GIVEN INSTRUCTION
Write out the records that appear below, verbatim and complete, but without pictures.
┄┄┄┄┄┄
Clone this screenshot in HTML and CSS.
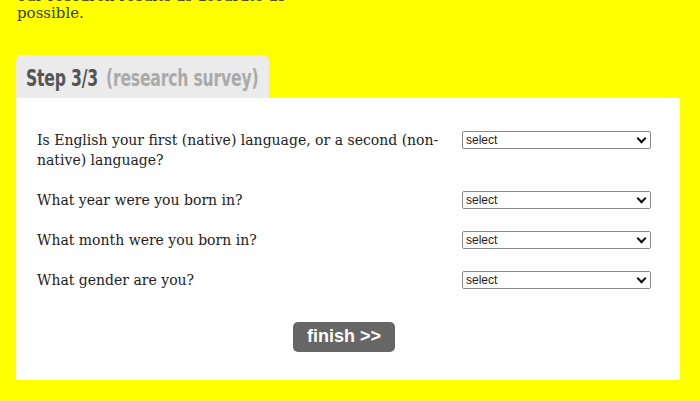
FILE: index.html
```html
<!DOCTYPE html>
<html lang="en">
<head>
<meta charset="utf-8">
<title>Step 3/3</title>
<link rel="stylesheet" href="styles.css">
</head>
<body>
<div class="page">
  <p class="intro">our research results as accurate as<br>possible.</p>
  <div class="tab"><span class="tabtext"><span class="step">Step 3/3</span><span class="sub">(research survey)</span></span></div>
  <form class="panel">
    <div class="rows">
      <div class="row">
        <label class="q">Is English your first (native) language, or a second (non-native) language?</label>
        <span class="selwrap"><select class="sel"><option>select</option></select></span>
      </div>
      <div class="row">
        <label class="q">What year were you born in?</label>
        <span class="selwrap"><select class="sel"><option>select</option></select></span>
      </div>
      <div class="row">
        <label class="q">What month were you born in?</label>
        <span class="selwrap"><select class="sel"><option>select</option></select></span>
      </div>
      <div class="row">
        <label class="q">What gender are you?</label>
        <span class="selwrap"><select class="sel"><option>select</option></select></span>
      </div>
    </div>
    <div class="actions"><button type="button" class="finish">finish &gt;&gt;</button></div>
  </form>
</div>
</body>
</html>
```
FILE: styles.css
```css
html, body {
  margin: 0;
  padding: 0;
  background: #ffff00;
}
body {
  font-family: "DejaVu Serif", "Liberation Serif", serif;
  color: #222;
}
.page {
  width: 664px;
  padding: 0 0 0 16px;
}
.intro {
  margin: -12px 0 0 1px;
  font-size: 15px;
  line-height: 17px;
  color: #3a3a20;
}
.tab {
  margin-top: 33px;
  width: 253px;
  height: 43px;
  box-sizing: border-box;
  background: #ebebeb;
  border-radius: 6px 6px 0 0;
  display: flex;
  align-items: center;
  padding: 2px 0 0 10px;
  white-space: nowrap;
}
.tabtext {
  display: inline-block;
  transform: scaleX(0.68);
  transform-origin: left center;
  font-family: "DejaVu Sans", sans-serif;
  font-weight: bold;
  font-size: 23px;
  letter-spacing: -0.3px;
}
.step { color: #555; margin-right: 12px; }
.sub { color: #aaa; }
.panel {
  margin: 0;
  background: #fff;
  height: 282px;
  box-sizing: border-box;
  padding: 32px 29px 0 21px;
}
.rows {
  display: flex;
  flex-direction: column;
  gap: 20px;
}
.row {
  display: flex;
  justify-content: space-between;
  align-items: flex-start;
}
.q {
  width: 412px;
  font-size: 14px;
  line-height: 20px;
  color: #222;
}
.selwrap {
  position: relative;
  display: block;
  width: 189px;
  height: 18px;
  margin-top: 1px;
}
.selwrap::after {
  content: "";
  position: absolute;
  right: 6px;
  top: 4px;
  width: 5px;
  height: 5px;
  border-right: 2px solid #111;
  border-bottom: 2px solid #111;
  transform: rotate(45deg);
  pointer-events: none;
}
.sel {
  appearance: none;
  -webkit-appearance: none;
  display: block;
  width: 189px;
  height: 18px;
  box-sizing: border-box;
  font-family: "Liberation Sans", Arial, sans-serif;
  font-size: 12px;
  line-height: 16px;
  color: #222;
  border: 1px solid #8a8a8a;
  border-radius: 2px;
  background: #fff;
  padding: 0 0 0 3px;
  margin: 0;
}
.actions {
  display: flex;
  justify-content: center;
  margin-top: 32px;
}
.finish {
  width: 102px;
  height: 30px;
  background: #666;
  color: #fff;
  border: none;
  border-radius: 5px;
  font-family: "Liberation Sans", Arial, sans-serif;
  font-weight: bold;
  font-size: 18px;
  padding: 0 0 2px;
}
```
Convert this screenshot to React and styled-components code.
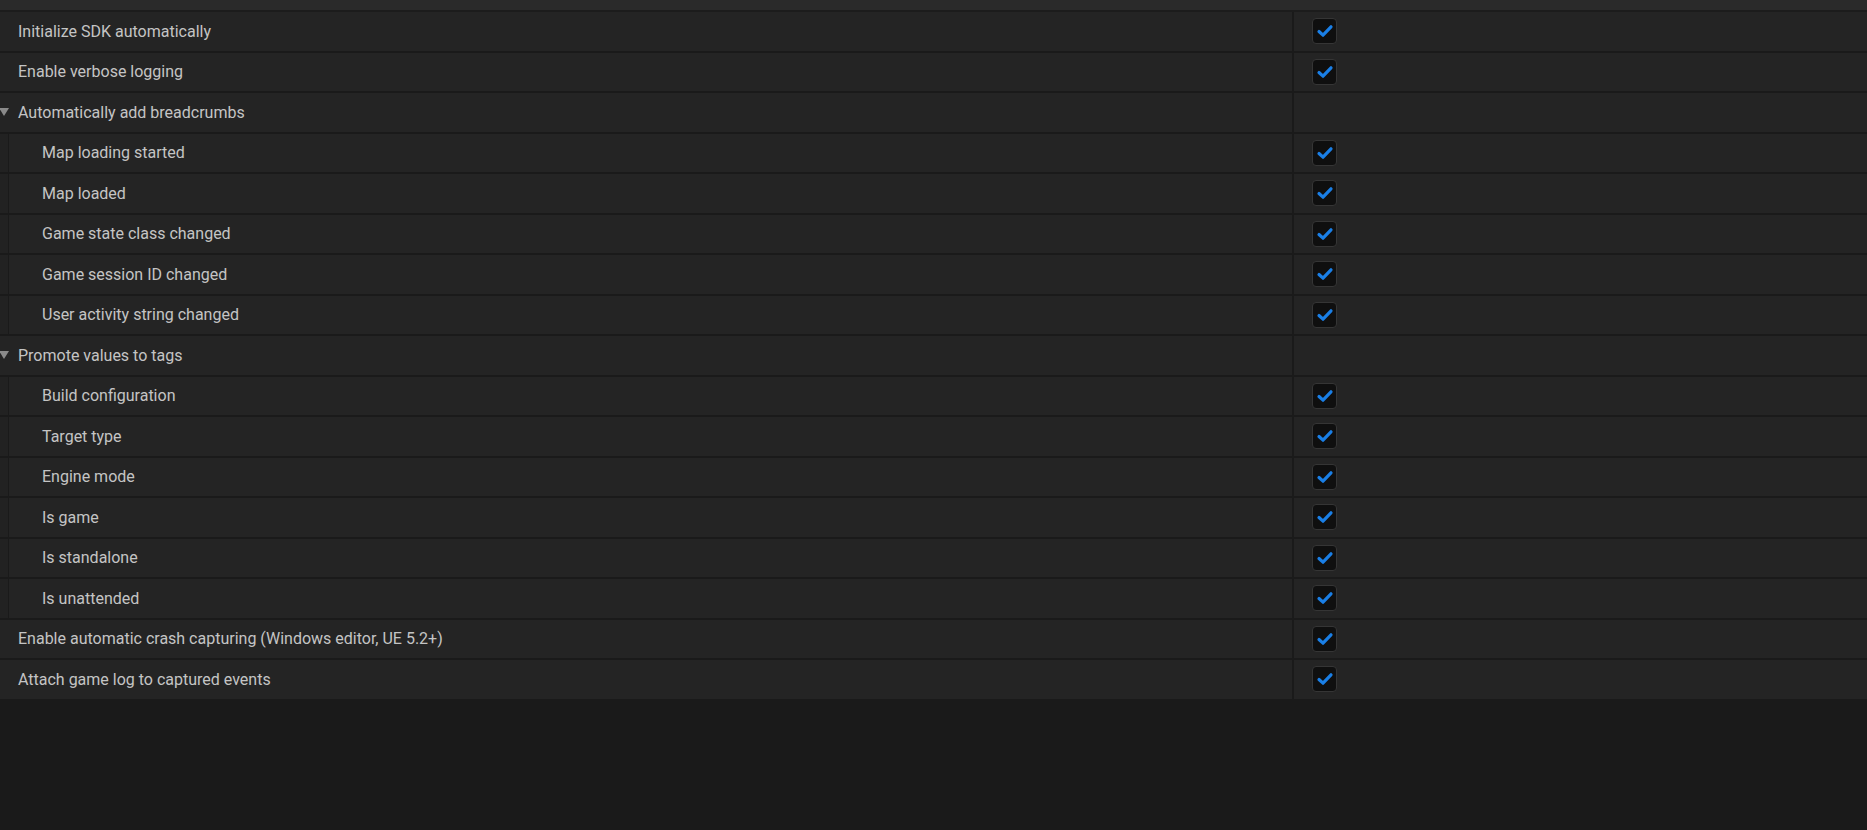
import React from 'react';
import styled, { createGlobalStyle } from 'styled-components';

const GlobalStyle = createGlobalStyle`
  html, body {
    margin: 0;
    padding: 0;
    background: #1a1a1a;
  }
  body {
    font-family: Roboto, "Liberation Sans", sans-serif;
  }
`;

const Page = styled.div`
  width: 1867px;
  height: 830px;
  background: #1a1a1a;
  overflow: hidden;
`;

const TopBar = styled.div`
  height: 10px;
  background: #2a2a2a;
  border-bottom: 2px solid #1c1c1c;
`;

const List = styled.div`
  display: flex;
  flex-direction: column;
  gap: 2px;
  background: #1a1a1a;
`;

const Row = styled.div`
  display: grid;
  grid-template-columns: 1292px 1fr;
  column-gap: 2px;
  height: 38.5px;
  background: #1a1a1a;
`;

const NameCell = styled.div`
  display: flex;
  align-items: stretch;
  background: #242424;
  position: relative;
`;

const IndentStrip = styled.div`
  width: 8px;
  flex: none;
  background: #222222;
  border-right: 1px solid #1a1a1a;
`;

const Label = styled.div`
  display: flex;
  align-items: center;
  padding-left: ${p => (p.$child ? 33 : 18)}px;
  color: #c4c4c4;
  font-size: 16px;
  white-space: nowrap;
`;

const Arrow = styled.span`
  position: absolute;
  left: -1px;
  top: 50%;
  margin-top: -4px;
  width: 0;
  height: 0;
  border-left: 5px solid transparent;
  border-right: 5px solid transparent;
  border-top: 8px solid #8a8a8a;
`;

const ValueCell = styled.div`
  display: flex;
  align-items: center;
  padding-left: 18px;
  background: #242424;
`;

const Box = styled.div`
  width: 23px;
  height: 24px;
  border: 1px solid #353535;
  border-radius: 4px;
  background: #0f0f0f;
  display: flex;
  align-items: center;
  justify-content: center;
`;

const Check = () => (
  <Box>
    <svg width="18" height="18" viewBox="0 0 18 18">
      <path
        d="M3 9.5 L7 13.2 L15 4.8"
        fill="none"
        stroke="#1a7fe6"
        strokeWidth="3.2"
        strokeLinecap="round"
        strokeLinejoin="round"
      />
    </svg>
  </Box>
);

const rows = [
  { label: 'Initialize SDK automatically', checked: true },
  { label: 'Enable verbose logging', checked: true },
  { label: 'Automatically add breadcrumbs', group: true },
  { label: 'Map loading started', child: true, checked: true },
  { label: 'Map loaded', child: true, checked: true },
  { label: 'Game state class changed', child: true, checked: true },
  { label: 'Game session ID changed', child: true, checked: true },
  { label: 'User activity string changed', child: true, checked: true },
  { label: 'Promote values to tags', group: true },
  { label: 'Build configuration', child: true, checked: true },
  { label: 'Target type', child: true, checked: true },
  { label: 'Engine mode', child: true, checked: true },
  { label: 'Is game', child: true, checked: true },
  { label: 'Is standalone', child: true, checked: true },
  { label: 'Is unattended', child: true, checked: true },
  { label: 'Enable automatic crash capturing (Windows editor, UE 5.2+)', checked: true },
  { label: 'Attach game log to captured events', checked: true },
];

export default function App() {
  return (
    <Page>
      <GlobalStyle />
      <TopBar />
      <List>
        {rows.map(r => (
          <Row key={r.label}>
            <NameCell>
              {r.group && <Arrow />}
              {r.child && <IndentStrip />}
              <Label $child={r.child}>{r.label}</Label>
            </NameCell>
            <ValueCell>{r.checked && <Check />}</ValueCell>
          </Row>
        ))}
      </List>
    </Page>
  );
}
┄┄┄┄┄┄
REPLY TO THE EXERCISE
Clone this screenshot in HTML and CSS.
FILE: index.html
```html
<!DOCTYPE html>
<html lang="en">
<head>
<meta charset="utf-8">
<title>Step 3/3</title>
<link rel="stylesheet" href="styles.css">
</head>
<body>
<div class="page">
  <p class="intro">our research results as accurate as<br>possible.</p>
  <div class="tab"><span class="tabtext"><span class="step">Step 3/3</span><span class="sub">(research survey)</span></span></div>
  <form class="panel">
    <div class="rows">
      <div class="row">
        <label class="q">Is English your first (native) language, or a second (non-native) language?</label>
        <span class="selwrap"><select class="sel"><option>select</option></select></span>
      </div>
      <div class="row">
        <label class="q">What year were you born in?</label>
        <span class="selwrap"><select class="sel"><option>select</option></select></span>
      </div>
      <div class="row">
        <label class="q">What month were you born in?</label>
        <span class="selwrap"><select class="sel"><option>select</option></select></span>
      </div>
      <div class="row">
        <label class="q">What gender are you?</label>
        <span class="selwrap"><select class="sel"><option>select</option></select></span>
      </div>
    </div>
    <div class="actions"><button type="button" class="finish">finish &gt;&gt;</button></div>
  </form>
</div>
</body>
</html>
```
FILE: styles.css
```css
html, body {
  margin: 0;
  padding: 0;
  background: #ffff00;
}
body {
  font-family: "DejaVu Serif", "Liberation Serif", serif;
  color: #222;
}
.page {
  width: 664px;
  padding: 0 0 0 16px;
}
.intro {
  margin: -12px 0 0 1px;
  font-size: 15px;
  line-height: 17px;
  color: #3a3a20;
}
.tab {
  margin-top: 33px;
  width: 253px;
  height: 43px;
  box-sizing: border-box;
  background: #ebebeb;
  border-radius: 6px 6px 0 0;
  display: flex;
  align-items: center;
  padding: 2px 0 0 10px;
  white-space: nowrap;
}
.tabtext {
  display: inline-block;
  transform: scaleX(0.68);
  transform-origin: left center;
  font-family: "DejaVu Sans", sans-serif;
  font-weight: bold;
  font-size: 23px;
  letter-spacing: -0.3px;
}
.step { color: #555; margin-right: 12px; }
.sub { color: #aaa; }
.panel {
  margin: 0;
  background: #fff;
  height: 282px;
  box-sizing: border-box;
  padding: 32px 29px 0 21px;
}
.rows {
  display: flex;
  flex-direction: column;
  gap: 20px;
}
.row {
  display: flex;
  justify-content: space-between;
  align-items: flex-start;
}
.q {
  width: 412px;
  font-size: 14px;
  line-height: 20px;
  color: #222;
}
.selwrap {
  position: relative;
  display: block;
  width: 189px;
  height: 18px;
  margin-top: 1px;
}
.selwrap::after {
  content: "";
  position: absolute;
  right: 6px;
  top: 4px;
  width: 5px;
  height: 5px;
  border-right: 2px solid #111;
  border-bottom: 2px solid #111;
  transform: rotate(45deg);
  pointer-events: none;
}
.sel {
  appearance: none;
  -webkit-appearance: none;
  display: block;
  width: 189px;
  height: 18px;
  box-sizing: border-box;
  font-family: "Liberation Sans", Arial, sans-serif;
  font-size: 12px;
  line-height: 16px;
  color: #222;
  border: 1px solid #8a8a8a;
  border-radius: 2px;
  background: #fff;
  padding: 0 0 0 3px;
  margin: 0;
}
.actions {
  display: flex;
  justify-content: center;
  margin-top: 32px;
}
.finish {
  width: 102px;
  height: 30px;
  background: #666;
  color: #fff;
  border: none;
  border-radius: 5px;
  font-family: "Liberation Sans", Arial, sans-serif;
  font-weight: bold;
  font-size: 18px;
  padding: 0 0 2px;
}
```
Convert this screenshot to React and styled-components code.
import React from 'react';
import styled, { createGlobalStyle } from 'styled-components';

const GlobalStyle = createGlobalStyle`
  html, body {
    margin: 0;
    padding: 0;
    background: #1a1a1a;
  }
  body {
    font-family: Roboto, "Liberation Sans", sans-serif;
  }
`;

const Page = styled.div`
  width: 1867px;
  height: 830px;
  background: #1a1a1a;
  overflow: hidden;
`;

const TopBar = styled.div`
  height: 10px;
  background: #2a2a2a;
  border-bottom: 2px solid #1c1c1c;
`;

const List = styled.div`
  display: flex;
  flex-direction: column;
  gap: 2px;
  background: #1a1a1a;
`;

const Row = styled.div`
  display: grid;
  grid-template-columns: 1292px 1fr;
  column-gap: 2px;
  height: 38.5px;
  background: #1a1a1a;
`;

const NameCell = styled.div`
  display: flex;
  align-items: stretch;
  background: #242424;
  position: relative;
`;

const IndentStrip = styled.div`
  width: 8px;
  flex: none;
  background: #222222;
  border-right: 1px solid #1a1a1a;
`;

const Label = styled.div`
  display: flex;
  align-items: center;
  padding-left: ${p => (p.$child ? 33 : 18)}px;
  color: #c4c4c4;
  font-size: 16px;
  white-space: nowrap;
`;

const Arrow = styled.span`
  position: absolute;
  left: -1px;
  top: 50%;
  margin-top: -4px;
  width: 0;
  height: 0;
  border-left: 5px solid transparent;
  border-right: 5px solid transparent;
  border-top: 8px solid #8a8a8a;
`;

const ValueCell = styled.div`
  display: flex;
  align-items: center;
  padding-left: 18px;
  background: #242424;
`;

const Box = styled.div`
  width: 23px;
  height: 24px;
  border: 1px solid #353535;
  border-radius: 4px;
  background: #0f0f0f;
  display: flex;
  align-items: center;
  justify-content: center;
`;

const Check = () => (
  <Box>
    <svg width="18" height="18" viewBox="0 0 18 18">
      <path
        d="M3 9.5 L7 13.2 L15 4.8"
        fill="none"
        stroke="#1a7fe6"
        strokeWidth="3.2"
        strokeLinecap="round"
        strokeLinejoin="round"
      />
    </svg>
  </Box>
);

const rows = [
  { label: 'Initialize SDK automatically', checked: true },
  { label: 'Enable verbose logging', checked: true },
  { label: 'Automatically add breadcrumbs', group: true },
  { label: 'Map loading started', child: true, checked: true },
  { label: 'Map loaded', child: true, checked: true },
  { label: 'Game state class changed', child: true, checked: true },
  { label: 'Game session ID changed', child: true, checked: true },
  { label: 'User activity string changed', child: true, checked: true },
  { label: 'Promote values to tags', group: true },
  { label: 'Build configuration', child: true, checked: true },
  { label: 'Target type', child: true, checked: true },
  { label: 'Engine mode', child: true, checked: true },
  { label: 'Is game', child: true, checked: true },
  { label: 'Is standalone', child: true, checked: true },
  { label: 'Is unattended', child: true, checked: true },
  { label: 'Enable automatic crash capturing (Windows editor, UE 5.2+)', checked: true },
  { label: 'Attach game log to captured events', checked: true },
];

export default function App() {
  return (
    <Page>
      <GlobalStyle />
      <TopBar />
      <List>
        {rows.map(r => (
          <Row key={r.label}>
            <NameCell>
              {r.group && <Arrow />}
              {r.child && <IndentStrip />}
              <Label $child={r.child}>{r.label}</Label>
            </NameCell>
            <ValueCell>{r.checked && <Check />}</ValueCell>
          </Row>
        ))}
      </List>
    </Page>
  );
}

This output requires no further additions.